Michael Eckhart apologizes to Marlo Lewis — or does he?

Dear Marlo:

I’ve received quite a lot of correspondence from people around the country about my July 13 email to you, and they have persuaded me how wrong I was.

No matter that I thought I was fighting for Free Speech and against what I saw as Paid Speech, I had no right in our American system of freedoms to threaten your career over it. As a moderate-conservative who believes in the Constitution and all it stands for, and as a moderate-liberal who believes that there are important issues to be addressed in making our society better, I was wrong to attack you. It was against my own principles. I apologize to you personally.

At a professional level, the matter took root two years ago when you said me that you believe that global warming is occurring, that you are personally a bit concerned about it, and that you could actually make a compelling argument either way, but that you were compelled to argue against global warming because you are against big government. I was very unhappy to see this occurring. Let’s put this aside if you are willing.

I ask you now, after these two years have passed and more has been learned, five questions:

1) Based on all of your study, do you personally believe that global warming is occurring (yes, no, or probabilities one way or the other)? 2) Do you believe that human actions are contributing to it, and, if so, how much? 3) Do you advise that action or inaction is the best course of action for society? That is, what is the upside and the risk of error for action versus inaction? 4) If you recommend that society take action, what specific strategies would you support? 5) Are there any strategies that are smart for society to pursue in any case?

I don’t mean to pin you or trick you in any way. I truly would like to know where you stand on this.

I’ve responded to every email, and many have come back expressing a desire to see us work out a solution. I’m agreeable to doing that.

Please post this letter on your blog, as I’d like your followers to know that I’ve apologized to your personally and am seeking a resolution of the issues with you. Thank you.

Sincerely,

Michael Eckhart

Dear Mike,

I would be happy to accept a complete and genuine apology. However, I do not think yours measures up.

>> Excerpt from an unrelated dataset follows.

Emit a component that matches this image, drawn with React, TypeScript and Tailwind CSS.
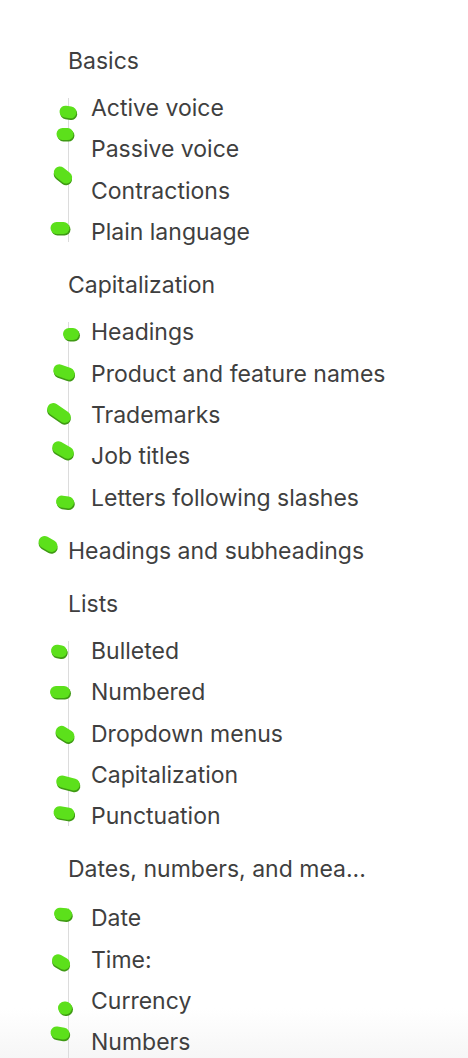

Your apology continues to cast aspersions on my character, although not blatantly as in your Eckhart Response to CEI. You say you now realize you flouted constitutional norms. However, as background, you say you thought you were defending Free Speech against Paid Speech. This distinction implies that I am a mere mouthpiece of paying clients—an allegation made more directly in your email of Sep. 06 (about which your apology is silent), in which you threatened to shut CEI down unless we recant our views on global warming. By repeating that allegation without retracting it, you put it back in play.

Similarly, your apology does not retract the accusation—also made in Eckhart Response to CEI—that I am a liar and you can prove it because I told you so. Nor does it retract the claim that I am out to destroy environmentalists’ careers and, hence, that you were just responding in kind when you threatened to destroy my career.

That is the naughty schoolboy defense: “You started!” Well, no, I didn’t. I would no more tell you that I seek to destroy environmentalists’ careers than I would tell you I lie. Both allegations are outrageous falsehoods. You have not apologized for making those statements.

And how is it that I supposedly destroy environmentalists’ careers? In Eckhart Response to CEI, you say I do this not by attacking environmentalists as people but by criticizing their “underlying assumptions.” Apparently, you confuse refutation with defamation. Thus, apparently, because I questioned your assumptions in this column, and in our subsequent Debate on Energy and Environment TV, you felt entitled to attack me as a person. A policy advocate who cannot tell the difference between refutation and character assassination, challenging assumptions and defaming persons, is bound to flout the rules of civil discourse in the very way you did.

Your apology says I told you I “could actually make a compelling argument either way, but that you were compelled to argue against global warming because you are against big government.” Of course I can make a persuasive case for the other side; if I couldn’t, I also could not make a persuasive case for my side! To construe this as an admission of intellectual dishonesty is another slur.

I therefore feel no obligation to satisfy your curiosity, if that is what it is. Indeed, you posed similar interrogatories before we debated on E&E TV. In retrospect, your only purpose was to “trick” and “pin.” If you are genuinely curious about CEI’s views on climate and energy, I suggest you read the documents (here and here) that elicited your threats.